--- Rows from a dataset of pages and code ---
####################

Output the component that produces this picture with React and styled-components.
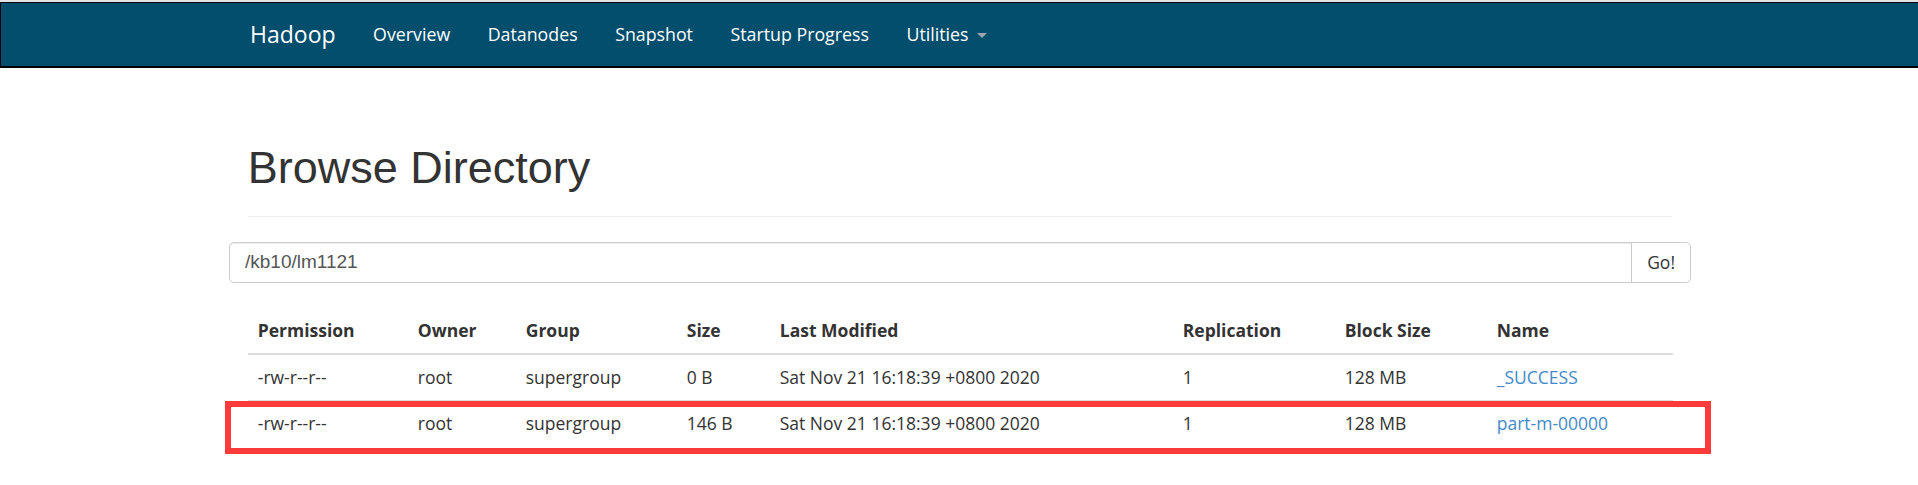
import React from "react";
import styled, { createGlobalStyle } from "styled-components";

const GlobalStyle = createGlobalStyle`
  html, body { margin: 0; padding: 0; background: #fff; }
  body {
    font-family: "Open Sans", "Noto Sans", sans-serif;
    font-size: 17.5px;
    line-height: 25px;
    color: #333;
  }
  * { box-sizing: border-box; }
`;

const Page = styled.div`
  border-top: 2px solid #e4e4e4;
  min-height: 485px;
`;

const Navbar = styled.nav`
  background: #034d6d;
  border-top: 1px solid #000;
  border-left: 1px solid #000;
  border-bottom: 2px solid #000;
  height: 65.5px;
`;

const Container = styled.div`
  width: 1462px;
  margin-left: calc(50% - 730px);
  padding: 0 18.75px;
`;

const NavInner = styled(Container)`
  display: flex;
  align-items: flex-start;
  height: 62.5px;
`;

const Brand = styled.a`
  display: block;
  margin-left: -17px;
  padding: 18.75px;
  font-size: 23px;
  line-height: 25px;
  color: #fff;
  text-decoration: none;
`;

const NavList = styled.ul`
  display: flex;
  margin: 0;
  padding: 0;
  list-style: none;
`;

const NavLink = styled.a`
  display: flex;
  align-items: center;
  padding: 18.75px;
  font-size: 17.8px;
  line-height: 25px;
  color: #fff;
  text-decoration: none;
  white-space: nowrap;
`;

const Caret = styled.span`
  display: inline-block;
  width: 0;
  height: 0;
  margin-left: 8px;
  margin-top: 2px;
  border-top: 5px solid #9aa7ae;
  border-left: 5px solid transparent;
  border-right: 5px solid transparent;
`;

const PageHeader = styled.div`
  margin: 75px 0 25px;
  padding-bottom: 11.25px;
  border-bottom: 1px solid #eee;
`;

const Title = styled.h1`
  margin: 0 0 12.5px;
  font-family: "Liberation Sans", Arial, sans-serif;
  font-weight: 400;
  font-size: 45px;
  line-height: 49.5px;
  color: #333;
`;

const InputGroup = styled.div`
  display: flex;
  margin: 0 -18.75px;
  height: 41px;
`;

const PathInput = styled.input`
  flex: 1;
  height: 41px;
  padding: 0 15px;
  border: 1px solid #ccc;
  border-radius: 5px 0 0 5px;
  font-family: "Liberation Sans", Arial, sans-serif;
  font-size: 19px;
  color: #555;
  box-shadow: inset 0 1px 1px rgba(0, 0, 0, 0.075);
  outline: none;
`;

const GoButton = styled.button`
  height: 41px;
  padding: 0 15px;
  margin-left: -1px;
  border: 1px solid #ccc;
  border-radius: 0 5px 5px 0;
  background: #fff;
  font-family: "Open Sans", "Noto Sans", sans-serif;
  font-size: 17.5px;
  color: #333;
`;

const TableWrap = styled.div`
  position: relative;
  margin-top: 25px;
`;

const Table = styled.table`
  width: 100%;
  border-collapse: collapse;
  table-layout: fixed;
`;

const Col = styled.col`
  width: ${(p) => p.$w}px;
`;

const Th = styled.th`
  padding: 10px;
  text-align: left;
  font-weight: 700;
  line-height: 25px;
  border-bottom: 2.5px solid #ddd;
  white-space: nowrap;
`;

const Td = styled.td`
  padding: 10px;
  line-height: 25px;
  border-top: 1.25px solid #ddd;
  white-space: nowrap;
`;

const FileLink = styled.a`
  color: #428bca;
  text-decoration: none;
`;

const Highlight = styled.div`
  position: absolute;
  left: -23px;
  top: 93px;
  width: 1486px;
  height: 53px;
  border: 6.5px solid #fb3a3a;
  pointer-events: none;
`;

const cols = [160, 108, 161, 93, 403, 162, 152, 186];
const headers = [
  "Permission",
  "Owner",
  "Group",
  "Size",
  "Last Modified",
  "Replication",
  "Block Size",
  "Name",
];
const rows = [
  ["-rw-r--r--", "root", "supergroup", "0 B", "Sat Nov 21 16:18:39 +0800 2020", "1", "128 MB", "_SUCCESS"],
  ["-rw-r--r--", "root", "supergroup", "146 B", "Sat Nov 21 16:18:39 +0800 2020", "1", "128 MB", "part-m-00000"],
];

export default function App() {
  return (
    <Page>
      <GlobalStyle />
      <Navbar>
        <NavInner>
          <Brand href="#">Hadoop</Brand>
          <NavList>
            <li><NavLink href="#">Overview</NavLink></li>
            <li><NavLink href="#">Datanodes</NavLink></li>
            <li><NavLink href="#">Snapshot</NavLink></li>
            <li><NavLink href="#">Startup Progress</NavLink></li>
            <li>
              <NavLink href="#">
                Utilities
                <Caret />
              </NavLink>
            </li>
          </NavList>
        </NavInner>
      </Navbar>
      <Container>
        <PageHeader>
          <Title>Browse Directory</Title>
        </PageHeader>
        <InputGroup>
          <PathInput defaultValue="/kb10/lm1121" />
          <GoButton>Go!</GoButton>
        </InputGroup>
        <TableWrap>
          <Table>
            <colgroup>
              {cols.map((w, i) => (
                <Col key={i} $w={w} />
              ))}
            </colgroup>
            <thead>
              <tr>
                {headers.map((h) => (
                  <Th key={h}>{h}</Th>
                ))}
              </tr>
            </thead>
            <tbody>
              {rows.map((r, i) => (
                <tr key={i}>
                  {r.slice(0, 7).map((c, j) => (
                    <Td key={j}>{c}</Td>
                  ))}
                  <Td>
                    <FileLink href="#">{r[7]}</FileLink>
                  </Td>
                </tr>
              ))}
            </tbody>
          </Table>
          <Highlight />
        </TableWrap>
      </Container>
    </Page>
  );
}
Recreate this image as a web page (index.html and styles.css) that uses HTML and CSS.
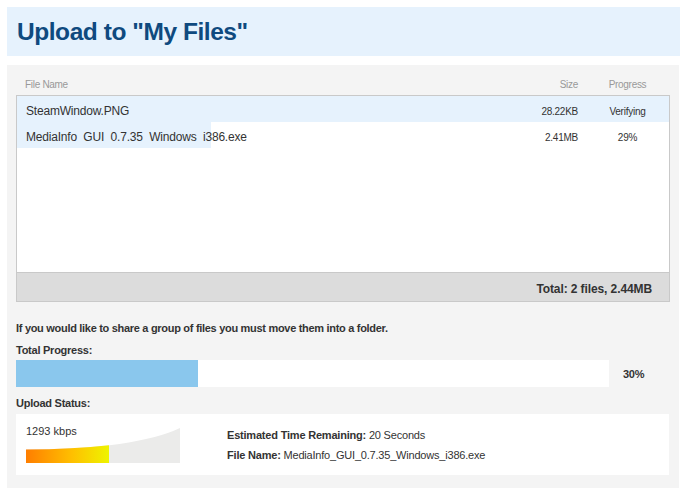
FILE: index.html
```
<!DOCTYPE html>
<html>
<head>
<meta charset="utf-8">
<link rel="stylesheet" href="styles.css">
</head>
<body>
<div class="page">
  <div class="header"><h1 class="title">Upload to "My Files"</h1></div>
  <div class="panel">
    <div class="cols">
      <div class="c-name">File Name</div>
      <div class="c-size">Size</div>
      <div class="c-prog">Progress</div>
    </div>
    <div class="list">
      <div class="rows">
        <div class="row" style="--p:100%">
          <div class="c-name"><span class="fname">SteamWindow.PNG</span></div>
          <div class="c-size">28.22KB</div>
          <div class="c-prog">Verifying</div>
        </div>
        <div class="row" style="--p:29.8%">
          <div class="c-name"><span class="fname">MediaInfo_GUI_0.7.35_Windows_i386.exe</span></div>
          <div class="c-size">2.41MB</div>
          <div class="c-prog">29%</div>
        </div>
      </div>
      <div class="total">Total: 2 files, 2.44MB</div>
    </div>
    <p class="msg">If you would like to share a group of files you must move them into a folder.</p>
    <div class="label">Total Progress:</div>
    <div class="progress">
      <div class="bar"><div class="fill" style="width:30.7%"></div></div>
      <div class="pct">30%</div>
    </div>
    <div class="label status-label">Upload Status:</div>
    <div class="status">
      <div class="gauge">
        <div class="kbps">1293 kbps</div>
        <svg class="meter" width="154" height="35" viewBox="0 0 154 35">
          <defs>
            <linearGradient id="g" gradientUnits="userSpaceOnUse" x1="0" y1="0" x2="83" y2="0">
              <stop offset="0" stop-color="#ff7e00"/>
              <stop offset="0.55" stop-color="#ffbf00"/>
              <stop offset="1" stop-color="#eef400"/>
            </linearGradient>
            <clipPath id="cl"><rect x="0" y="0" width="83" height="35"/></clipPath>
          </defs>
          <path d="M0,35 L0,21.5 Q110,21 154,0 L154,35 Z" fill="#ebebea"/>
          <path d="M0,35 L0,21.5 Q110,21 154,0 L154,35 Z" fill="url(#g)" clip-path="url(#cl)"/>
        </svg>
      </div>
      <div class="info">
        <div><b>Estimated Time Remaining:</b> 20 Seconds</div>
        <div><b>File Name:</b> MediaInfo_GUI_0.7.35_Windows_i386.exe</div>
      </div>
    </div>
  </div>
</div>
</body>
</html>
```
FILE: styles.css
```
* { box-sizing: border-box; }
html, body { margin: 0; padding: 0; background: #fff; }
body {
  font-family: "Liberation Sans", Arial, sans-serif;
  color: #333;
  font-size: 11px;
  letter-spacing: -0.25px;
}
.page { padding: 7px 0 0 7px; width: 680px; }
.header {
  height: 49px;
  background: #e6f2fd;
  padding-left: 10px;
}
.title {
  margin: 0;
  font-size: 24.5px;
  line-height: 49px;
  font-weight: bold;
  color: #0f4a7f;
  letter-spacing: -0.45px;
}
.panel {
  margin-top: 9px;
  width: 672px;
  background: #f4f4f4;
  padding: 9px 9px 13px 9px;
}
.cols, .row {
  display: grid;
  grid-template-columns: 1fr 100px 83px;
}
.cols {
  height: 21px;
  line-height: 21px;
  font-size: 10px;
  color: #999;
  letter-spacing: -0.3px;
  padding-right: 1px;
}
.cols .c-name { padding-left: 9px; }
.c-size { text-align: right; padding-right: 8px; }
.c-prog { text-align: center; }
.list {
  height: 207px;
  border: 1px solid #c9c9c9;
  background: #fff;
  display: flex;
  flex-direction: column;
}
.rows { flex: 1; }
.row {
  height: 26px;
  padding-top: 8px;
  background: linear-gradient(to right, #e6f2fd var(--p), #fff var(--p));
  font-size: 10px;
  line-height: 14px;
}
.row .c-name { padding-left: 9px; font-size: 12px; letter-spacing: -0.2px; }
.row .c-size, .row .c-prog { padding-top: 1px; }
.fname {
  display: block;
  height: 12px;
  overflow: hidden;
  line-height: 14px;
  white-space: nowrap;
}
.total {
  height: 29px;
  border-top: 1px solid #c9c9c9;
  background: #dcdcdc;
  padding: 4px 17px 0 0;
  line-height: 24px;
  text-align: right;
  font-weight: bold;
  font-size: 12px;
  letter-spacing: -0.1px;
}
.msg {
  margin: 18px 0 0 0;
  line-height: 16px;
  font-weight: bold;
  letter-spacing: -0.3px;
}
.label {
  margin-top: 6px;
  line-height: 16px;
  font-weight: bold;
}
.progress {
  display: flex;
  align-items: center;
  margin-top: 2px;
}
.bar {
  width: 593px;
  height: 27px;
  background: #fff;
}
.fill { height: 100%; background: #8ac7ed; }
.pct { margin-left: 14px; font-weight: bold; }
.status-label { margin-top: 8px; }
.status {
  margin-top: 3px;
  width: 653px;
  background: #fff;
  padding: 8px 10px 10px 10px;
  display: flex;
}
.gauge {
  display: grid;
  width: 154px;
  height: 41px;
}
.kbps, .meter { grid-area: 1 / 1; }
.kbps { line-height: 16px; align-self: start; letter-spacing: 0; padding-top: 1px; }
.meter { align-self: end; display: block; }
.info {
  margin-left: 47px;
  padding-top: 3px;
  line-height: 20px;
  letter-spacing: -0.2px;
}
.info b { font-weight: bold; }
```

####################

--- What to do ---
Copy out every line of the listing that contains the string "components".

--- Problem solution ---
Output the component that produces this picture with React and styled-components.
import styled, { createGlobalStyle } from "styled-components";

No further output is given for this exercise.